The Johnson government has reiterated its support for shale gas drilling as recently as August, yet the consequences of Brexit might compel the government to drop the cause of shale gas altogether. First of all, shale gas development is wildly unpopular, and the increasing intensity of tremors did little to change people’s minds. Second, a group of 41 Conservative MPs has issued a manifesto this August, called to a nationwide ban of hydraulic fracturing. Such manifestos would look commonplace with Labour or SNP members of parliament (Jeremy Corbyn himself protested at Cuadrilla’s Preston New Road field) yet are a complete novelty within the Conservatives’ realm. Third, given that only two companies are currently working on shale projects (Cuadrilla and Ineos), no major business would be jeopardized by an outright ban.

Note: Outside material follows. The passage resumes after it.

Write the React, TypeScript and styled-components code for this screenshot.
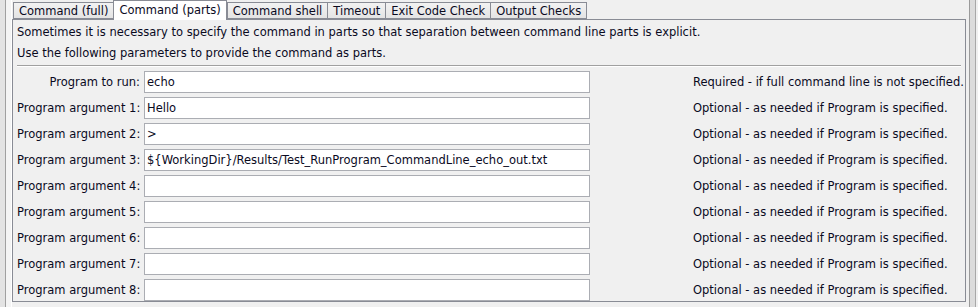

Source: BP Statistical Survey 2019.
Although conventional gas fields bounced back in 2014-2018, too, they are poised to start their gradual decline sooner than oil, moving back to the average -3 percent per year-on-year change in 2008-2018. Gas reserves currently stand at 5.3TCf, eight times less than Norway. Moreover, the UK does not even have access to Barents Sea like Norway does to nourish hopes that a major discovery might be just around the corner. LNG imports have been increasing this year at a rapid rate and the January-October 2019 import volumes (9.4 million tons LNG) are already on par with the highest-ever annual rate set in 2015. In view of the above, what would post-Brexit UK hydrocarbon production look like? Declining production, heavier oil grades, no shale gas and increasing LNG imports – not a particularly appealing prospect.